DA exposes that the City of Joburg does not have in cash the R4 billion it owes to Joburg Water

Issued by Stephen Moore MP – DA Spokesperson on Water & Sanitation
19 Nov 2025 in News

Soundbite by Stephen Moore MP

  • The City of Johannesburg does not have in cash the R4bn it owes to Joburg Water.
  • This is due to the City’s ‘sweeping financial arrangement’ that takes funds from Joburg Water accounts.
  • The DA calls for phased ring-fencing for Joburg Water to manage both water infrastructure and the City’s damaged finances.

The Democratic Alliance (DA) today reveals that the City of Johannesburg does not have the R4 billion in cash that Johannesburg Water’s financial statements show as “cash including cash held at CoJ – sweeping”.

In a meeting of Parliament’s Portfolio Committee on Water and Sanitation with National Treasury, the Auditor-General and the Department of Water and Sanitation, the DA probed the Auditor-General’s representative with our PAIA records showing that Johannesburg Water’s own bank accounts do not have the money and that the entity struggles to access cash from the City.

This is cash that it is owed to Joburg Water by the City of Johannesburg.

The Auditor-General’s representative confirmed that, based on the City’s own (still to be audited) figures at 30 June 2025, the entire City of Johannesburg did not even have R4 billion in cash and cash equivalents. In short, the R4 billion on Johannesburg Water’s books is a paper entry – not real, accessible cash that can be used for pipes, pumps and contractors.

This proves that Johannesburg Water’s crisis is not self-inflicted. It is being suffocated by a failing City that has drained its trading entities through an abusive sweeping arrangement and now cannot give them back the money they need to keep services flowing. Contractors go unpaid, projects stall and residents sit without water – while the books pretend there is R4 billion in the bank.

Johannesburg is South Africa’s economic heart, generating roughly 16% of national GDP. If the City’s water system fails, the economic and social consequences will be felt across the country. Allowing Johannesburg Water to be hollowed out in this way is a direct threat to South Africa’s resilience.

The DA is not calling for an abrupt end to the sweeping arrangement that could tip the City into outright cash-flow collapse. But there must now be an honest recognition that the current model is untenable, and a clear, time-bound plan to fix it.

The DA calls for:

1. A phased ring-fencing plan to move from the abusive sweeping arrangement, so that money collected is used for water infrastructure.
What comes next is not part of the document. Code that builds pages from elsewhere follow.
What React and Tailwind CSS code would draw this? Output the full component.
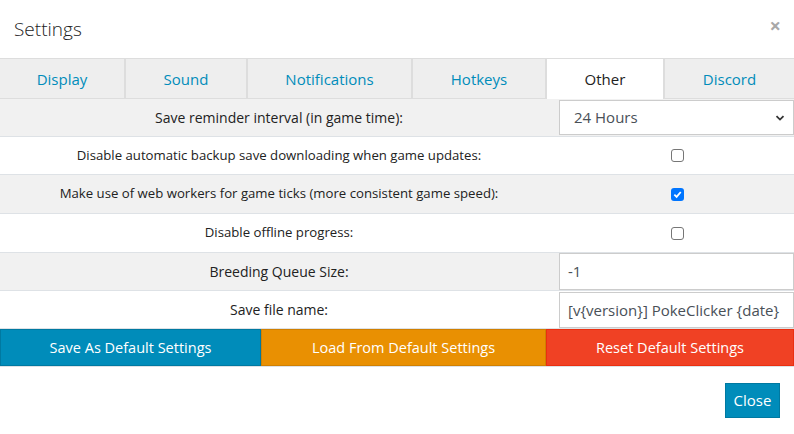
import React, { useState } from "react";

const tabs = [
  { name: "Display", w: "w-[126px]" },
  { name: "Sound", w: "w-[122px]" },
  { name: "Notifications", w: "w-[165px]" },
  { name: "Hotkeys", w: "w-[134px]" },
  { name: "Other", w: "w-[118px]" },
  { name: "Discord", w: "flex-1" },
];

const Check = ({ checked }) => (
  <div className="flex items-center justify-center">
    {checked ? (
      <div className="w-[13px] h-[13px] rounded-[3px] bg-[#0075ff] flex items-center justify-center">
        <svg width="9" height="9" viewBox="0 0 10 10">
          <path d="M1.5 5.2 L4 7.6 L8.6 2.2" fill="none" stroke="white" strokeWidth="2" />
        </svg>
      </div>
    ) : (
      <div className="w-[13px] h-[13px] rounded-[3px] border border-[#767676] bg-white" />
    )}
  </div>
);

const Row = ({ label, gray, h, small, children }) => (
  <div className={`flex border-b border-[#dee2e6] ${h} ${gray ? "bg-[#f1f1f1]" : "bg-white"}`}>
    <div className={`w-[558px] flex items-center justify-center text-[#222] ${small ? "text-[13.2px]" : "text-[14px]"}`}>
      {label}
    </div>
    <div className="flex-1 flex items-stretch">{children}</div>
  </div>
);

const App = () => {
  const [active] = useState("Other");

  return (
    <div className="w-[794px] h-[434px] bg-white flex flex-col font-['Open_Sans',sans-serif] text-[#222]">
      <div className="h-[59px] flex items-center justify-between px-[14px] border-b border-[#dddddd]">
        <h5 className="text-[19px] font-light text-[#222]">Settings</h5>
        <span className="text-[20px] font-bold text-[#a8a8a8] leading-none -mr-[1px] -mt-[6px]">×</span>
      </div>

      <div className="flex h-[40px] border-b border-[#dddddd]">
        {tabs.map((t) => (
          <div
            key={t.name}
            className={`${t.w} flex items-center justify-center pt-px text-[15px] border-r-2 border-[#dddddd] last:border-r-0 ${
              active === t.name ? "bg-white text-[#222] -mb-px" : "bg-[#eeeeee] text-[#008cba]"
            }`}
          >
            {t.name}
          </div>
        ))}
      </div>

      <Row label="Save reminder interval (in game time):" gray h="h-[38px]">
        <div className="flex-1 my-px ml-px bg-white border border-[#cccccc] flex items-center justify-between pl-[14px] pr-[8px] text-[15px] text-[#495057]">
          <span>24 Hours</span>
          <svg width="10" height="10" viewBox="0 0 10 10">
            <path d="M1.5 3.2 L5 6.6 L8.5 3.2" fill="none" stroke="#333" strokeWidth="1.8" />
          </svg>
        </div>
      </Row>
      <Row label="Disable automatic backup save downloading when game updates:" small h="h-[38px]">
        <div className="flex-1 flex items-center justify-center pl-[3px]"><Check /></div>
      </Row>
      <Row label="Make use of web workers for game ticks (more consistent game speed):" small gray h="h-[39px]">
        <div className="flex-1 flex items-center justify-center pl-[3px]"><Check checked /></div>
      </Row>
      <Row label="Disable offline progress:" small h="h-[39px]">
        <div className="flex-1 flex items-center justify-center pl-[3px]"><Check /></div>
      </Row>
      <Row label="Breeding Queue Size:" gray h="h-[38px]">
        <div className="flex-1 ml-px bg-white border border-[#cccccc] flex items-center pl-[8px] text-[15px] text-[#495057]">-1</div>
      </Row>
      <Row label="Save file name:" h="h-[38px]">
        <div className="flex-1 ml-px mt-px bg-white border border-[#cccccc] flex items-center pl-[8px] text-[15px] text-[#495057] whitespace-nowrap overflow-hidden">
          [v{"{version}"}] PokeClicker {"{date}"}
        </div>
      </Row>

      <div className="flex h-[38px] border-b border-[#dee2e6] text-[14.5px] text-white">
        <button className="w-[261px] bg-[#008cba] border border-[#0079a1] flex items-center justify-center">
          Save As Default Settings
        </button>
        <button className="w-[285px] bg-[#e99002] border border-[#d08002] flex items-center justify-center">
          Load From Default Settings
        </button>
        <button className="flex-1 bg-[#f04124] border border-[#ea2f10] flex items-center justify-center">
          Reset Default Settings
        </button>
      </div>

      <div className="flex-1 flex items-start justify-end px-[14px] pt-[16px]">
        <button className="w-[55px] h-[35px] bg-[#008cba] border border-[#0079a1] text-white text-[15px]">
          Close
        </button>
      </div>
    </div>
  );
};

export default App;
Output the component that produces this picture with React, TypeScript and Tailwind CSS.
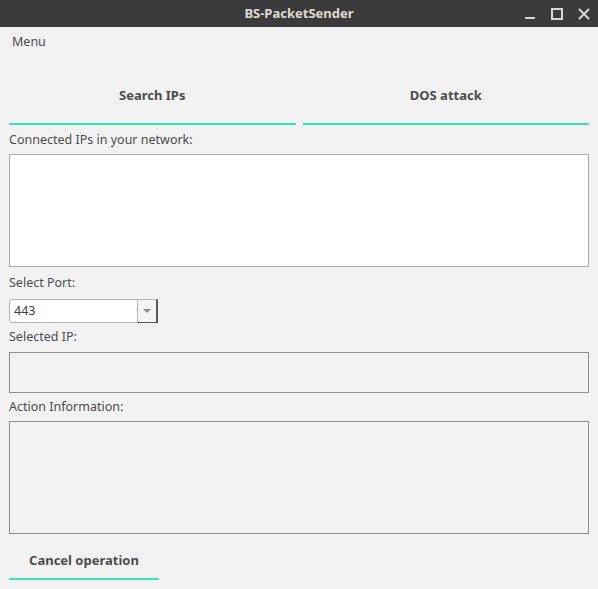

2. Minimum cash protections for Johannesburg Water that guarantee it can access the cash it needs to pay suppliers within 30 days for critical maintenance and capital projects, with clear reporting to City Council and Parliament.

3. A focused water infrastructure turnaround by the City and Johannesburg Water, supported by the Department of Water & Sanitation, to cut non-revenue water, replace ageing pipes and reduce reliance on emergency water tankering.

Johannesburg is too important to be allowed to slide into a full-blown water and financial collapse. The truth about the R4 billion that currently now has not been accounted for in real cash terms must be the turning point where municipalities stop hiding behind paper balances and start fixing the water system residents depend on.